Using the entries that follow, collect the lines where the word "html" appears.

> [Extracted data entries]

────────────────────

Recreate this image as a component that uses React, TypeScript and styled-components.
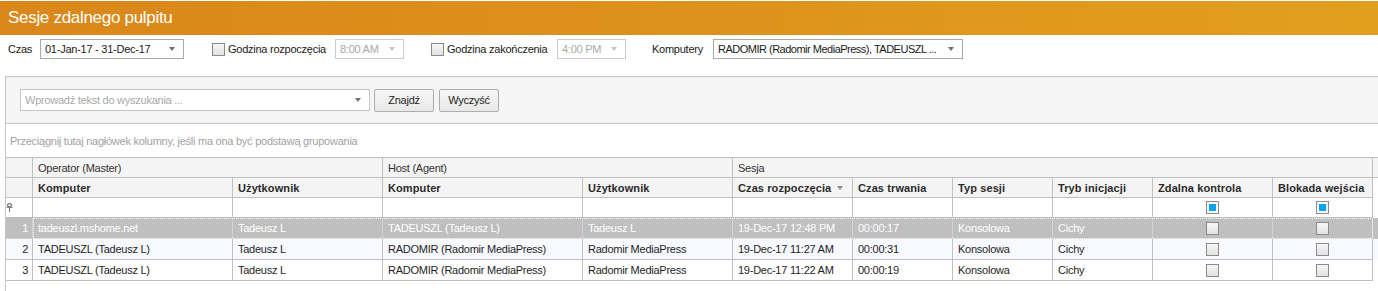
import React from "react";
import styled, { createGlobalStyle, css } from "styled-components";

const GlobalStyle = createGlobalStyle`
  html, body {
    margin: 0;
    padding: 0;
    background: #ffffff;
    overflow: hidden;
  }
  body {
    font-family: "Liberation Sans", Arial, sans-serif;
    font-size: 11px;
    letter-spacing: -0.25px;
    color: #1e1e1e;
  }
`;

const Page = styled.div`
  width: 1378px;
  height: 291px;
  overflow: hidden;
`;

const TitleBar = styled.div`
  margin-top: 1px;
  height: 34px;
  display: flex;
  align-items: center;
  padding-left: 8px;
  background: linear-gradient(90deg, #d98719 0%, #dd921b 50%, #e29f1e 100%);
  color: #ffffff;
  font-size: 17px;
  letter-spacing: -0.3px;
`;

const FilterBar = styled.div`
  margin-top: 4px;
  height: 20px;
  display: flex;
  align-items: center;
  padding-left: 8px;
`;

const FilterLabel = styled.span<{ $width: number; $gap?: number }>`
  width: ${({ $width }) => $width}px;
  margin-left: ${({ $gap = 0 }) => $gap}px;
  flex-shrink: 0;
  color: #1a1a1a;
  white-space: nowrap;
`;

const Arrow = styled.span<{ $disabled?: boolean }>`
  margin-left: 4px;
  width: 0;
  height: 0;
  border-left: 3.5px solid transparent;
  border-right: 3.5px solid transparent;
  border-top: 4px solid ${({ $disabled }) => ($disabled ? "#c4c4c4" : "#707070")};
  flex-shrink: 0;
`;

const Select = styled.div<{ $width: number; $disabled?: boolean }>`
  box-sizing: border-box;
  width: ${({ $width }) => $width}px;
  height: 20px;
  flex-shrink: 0;
  display: flex;
  align-items: center;
  padding: 0 8px 0 4px;
  background: #ffffff;
  border: 1px solid ${({ $disabled }) => ($disabled ? "#cccccc" : "#a9a9a9")};
  color: ${({ $disabled }) => ($disabled ? "#a8a8a8" : "#1a1a1a")};
  white-space: nowrap;
  overflow: hidden;
`;

const SelectText = styled.span<{ $tight?: boolean }>`
  flex: 1 1 auto;
  min-width: 0;
  overflow: hidden;
  white-space: nowrap;
  letter-spacing: ${({ $tight }) => ($tight ? "-0.5px" : "inherit")};
`;

const CheckBox = styled.span<{ $gap?: number; $state?: "off" | "mixed" }>`
  box-sizing: border-box;
  display: inline-flex;
  align-items: center;
  justify-content: center;
  width: 13px;
  height: 13px;
  flex-shrink: 0;
  margin-left: ${({ $gap = 0 }) => $gap}px;
  border: 1px solid #8a8a8a;
  background: ${({ $state }) =>
    $state === "mixed" ? "#ffffff" : "linear-gradient(180deg, #f6f6f6 0%, #e2e2e2 100%)"};
  ${({ $state }) =>
    $state === "mixed" &&
    css`
      &::after {
        content: "";
        width: 7px;
        height: 7px;
        background: #08a4f4;
      }
    `}
`;

const Panel = styled.div`
  margin: 17px 0 0 5px;
  width: 1390px;
  height: 260px;
  border: 1px solid #c6c6c6;
`;

const SearchArea = styled.div`
  height: 46px;
  display: flex;
  align-items: center;
  padding-left: 14px;
  background: #f5f5f5;
  border-bottom: 1px solid #c6c6c6;
`;

const SearchInput = styled.div`
  box-sizing: border-box;
  width: 350px;
  height: 22px;
  display: flex;
  align-items: center;
  padding: 0 8px 0 4px;
  background: #ffffff;
  border: 1px solid #c8c8c8;
  color: #a8a8a8;
`;

const Button = styled.button<{ $gap: number }>`
  box-sizing: border-box;
  width: 60px;
  height: 23px;
  margin-left: ${({ $gap }) => $gap}px;
  border: 1px solid #adadad;
  border-radius: 2px;
  background: linear-gradient(180deg, #f7f7f7 0%, #e8e8e8 100%);
  font-family: inherit;
  font-size: 11px;
  letter-spacing: -0.25px;
  color: #1e1e1e;
  padding: 0;
`;

const GroupPanel = styled.div`
  height: 33px;
  display: flex;
  align-items: center;
  padding-left: 4px;
  color: #a2a2a2;
  border-bottom: 1px solid #c0c0c0;
`;

const GridRow = styled.div<{ $height: number; $bg?: string; $color?: string; $bold?: boolean }>`
  display: flex;
  height: ${({ $height }) => $height}px;
  background: ${({ $bg = "transparent" }) => $bg};
  color: ${({ $color = "#1e1e1e" }) => $color};
  font-weight: ${({ $bold }) => ($bold ? "bold" : "normal")};
  letter-spacing: ${({ $bold }) => ($bold ? "0.1px" : "-0.25px")};
`;

const Cell = styled.div<{ $width?: number; $center?: boolean; $line?: string; $bg?: string }>`
  box-sizing: border-box;
  width: ${({ $width }) => ($width ? `${$width}px` : "auto")};
  flex: ${({ $width }) => ($width ? "0 0 auto" : "1 1 auto")};
  height: 100%;
  display: flex;
  align-items: center;
  justify-content: ${({ $center }) => ($center ? "center" : "flex-start")};
  padding-left: ${({ $center }) => ($center ? 0 : 5)}px;
  border-right: 1px solid ${({ $line = "#c0c0c0" }) => $line};
  border-bottom: 1px solid ${({ $line = "#c0c0c0" }) => $line};
  background: ${({ $bg = "transparent" }) => $bg};
  white-space: nowrap;
  overflow: hidden;
`;

const Indicator = styled(Cell)`
  justify-content: flex-end;
  padding: 0 4px 0 0;
`;

const FilterIndicator = styled(Cell)`
  justify-content: flex-start;
  padding-left: 0;
`;

const Filler = styled.div<{ $bg?: string; $border?: boolean }>`
  flex: 1 1 auto;
  height: 100%;
  box-sizing: border-box;
  background: ${({ $bg = "transparent" }) => $bg};
  border-bottom: ${({ $border }) => ($border ? "1px solid #c0c0c0" : "none")};
`;

const CellGroup = styled.div<{ $focused?: boolean }>`
  display: flex;
  height: 100%;
  ${({ $focused }) =>
    $focused &&
    css`
      outline: 1px dotted #f4f4f4;
      outline-offset: -1px;
    `}
`;

const SortArrow = styled.span`
  margin-left: 6px;
  width: 0;
  height: 0;
  border-left: 3.5px solid transparent;
  border-right: 3.5px solid transparent;
  border-top: 4px solid #8a8a8a;
`;

const PinIcon = () => (
  <svg width="7" height="9" viewBox="0 0 7 9">
    <ellipse cx="3.5" cy="2.2" rx="2.2" ry="1.8" fill="#d8d8d8" stroke="#6e6e6e" strokeWidth="1" />
    <rect x="0.5" y="3.8" width="6" height="1" fill="#6e6e6e" />
    <rect x="3" y="4.8" width="1" height="4" fill="#6e6e6e" />
  </svg>
);

type Column = { title: string; width: number; check?: boolean; sort?: boolean };

const columns: Column[] = [
  { title: "Komputer", width: 200 },
  { title: "Użytkownik", width: 150 },
  { title: "Komputer", width: 200 },
  { title: "Użytkownik", width: 150 },
  { title: "Czas rozpoczęcia", width: 120, sort: true },
  { title: "Czas trwania", width: 100 },
  { title: "Typ sesji", width: 100 },
  { title: "Tryb inicjacji", width: 100 },
  { title: "Zdalna kontrola", width: 120, check: true },
  { title: "Blokada wejścia", width: 100, check: true },
];

const bands = [
  { title: "Operator (Master)", width: 350 },
  { title: "Host (Agent)", width: 350 },
  { title: "Sesja", width: 640 },
];

const rows: string[][] = [
  [
    "tadeuszl.mshome.net",
    "Tadeusz L",
    "TADEUSZL (Tadeusz L)",
    "Tadeusz L",
    "19-Dec-17 12:48 PM",
    "00:00:17",
    "Konsolowa",
    "Cichy",
  ],
  [
    "TADEUSZL (Tadeusz L)",
    "Tadeusz L",
    "RADOMIR (Radomir MediaPress)",
    "Radomir MediaPress",
    "19-Dec-17 11:27 AM",
    "00:00:31",
    "Konsolowa",
    "Cichy",
  ],
  [
    "TADEUSZL (Tadeusz L)",
    "Tadeusz L",
    "RADOMIR (Radomir MediaPress)",
    "Radomir MediaPress",
    "19-Dec-17 11:22 AM",
    "00:00:19",
    "Konsolowa",
    "Cichy",
  ],
];

const INDICATOR = 27;
const HEAD_BG = "#f4f4f4";

export default function App() {
  return (
    <Page>
      <GlobalStyle />
      <TitleBar>Sesje zdalnego pulpitu</TitleBar>

      <FilterBar>
        <FilterLabel $width={32}>Czas</FilterLabel>
        <Select $width={144}>
          <SelectText>01-Jan-17 - 31-Dec-17</SelectText>
          <Arrow />
        </Select>
        <CheckBox $gap={28} />
        <FilterLabel $width={107} $gap={3}>
          Godzina rozpoczęcia
        </FilterLabel>
        <Select $width={69} $disabled>
          <SelectText>8:00 AM</SelectText>
          <Arrow $disabled />
        </Select>
        <CheckBox $gap={27} />
        <FilterLabel $width={110} $gap={3}>
          Godzina zakończenia
        </FilterLabel>
        <Select $width={69} $disabled>
          <SelectText>4:00 PM</SelectText>
          <Arrow $disabled />
        </Select>
        <FilterLabel $width={61} $gap={26}>
          Komputery
        </FilterLabel>
        <Select $width={250}>
          <SelectText $tight>RADOMIR (Radomir MediaPress), TADEUSZL ...</SelectText>
          <Arrow />
        </Select>
      </FilterBar>

      <Panel>
        <SearchArea>
          <SearchInput>
            <SelectText>Wprowadź tekst do wyszukania ...</SelectText>
            <Arrow />
          </SearchInput>
          <Button $gap={4}>Znajdź</Button>
          <Button $gap={5}>Wyczyść</Button>
        </SearchArea>

        <GroupPanel>
          Przeciągnij tutaj nagłówek kolumny, jeśli ma ona być podstawą grupowania
        </GroupPanel>

        <GridRow $height={20} $bg={HEAD_BG} $color="#333333">
          <Indicator $width={INDICATOR} />
          {bands.map((b) => (
            <Cell key={b.title} $width={b.width}>
              {b.title}
            </Cell>
          ))}
          <Filler $border />
        </GridRow>

        <GridRow $height={20} $color="#2a2a2a" $bold>
          <Indicator $width={INDICATOR} $bg={HEAD_BG} />
          {columns.map((c, i) => (
            <Cell key={i} $width={c.width} $bg={HEAD_BG}>
              {c.title}
              {c.sort && <SortArrow />}
            </Cell>
          ))}
        </GridRow>

        <GridRow $height={20} $bg="#ffffff">
          <FilterIndicator $width={INDICATOR}>
            <PinIcon />
          </FilterIndicator>
          {columns.map((c, i) => (
            <Cell key={i} $width={c.width} $center={c.check}>
              {c.check && <CheckBox $state="mixed" />}
            </Cell>
          ))}
        </GridRow>

        {rows.map((r, ri) => {
          const selected = ri === 0;
          const bg = selected ? "#bfbfbf" : ri % 2 === 1 ? "#f7f9fe" : "#ffffff";
          const line = selected ? "#d2d2d2" : "#c0c0c0";
          return (
            <GridRow
              key={ri}
              $height={21}
              $bg={bg}
              $color={selected ? "#ffffff" : "#1e1e1e"}
            >
              <Indicator $width={INDICATOR} $line={line}>
                {ri + 1}
              </Indicator>
              <CellGroup $focused={selected}>
                {columns.map((c, ci) => (
                  <Cell key={ci} $width={c.width} $center={c.check} $line={line}>
                    {c.check ? <CheckBox /> : r[ci]}
                  </Cell>
                ))}
              </CellGroup>
            </GridRow>
          );
        })}
      </Panel>
    </Page>
  );
}
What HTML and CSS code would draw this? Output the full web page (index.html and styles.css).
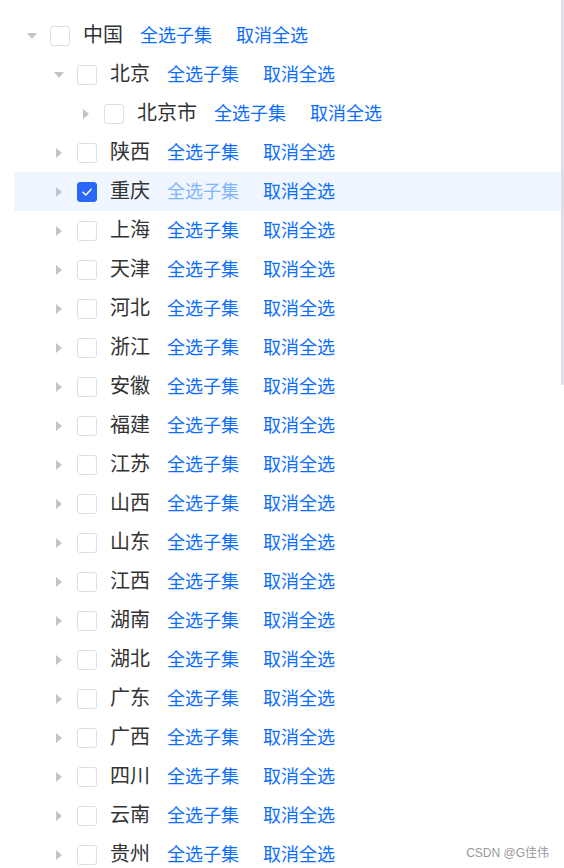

────────────────────

> [EXERCISE RESULT]
  html, body {
What HTML and CSS code would draw this? Output the full web page (index.html and styles.css).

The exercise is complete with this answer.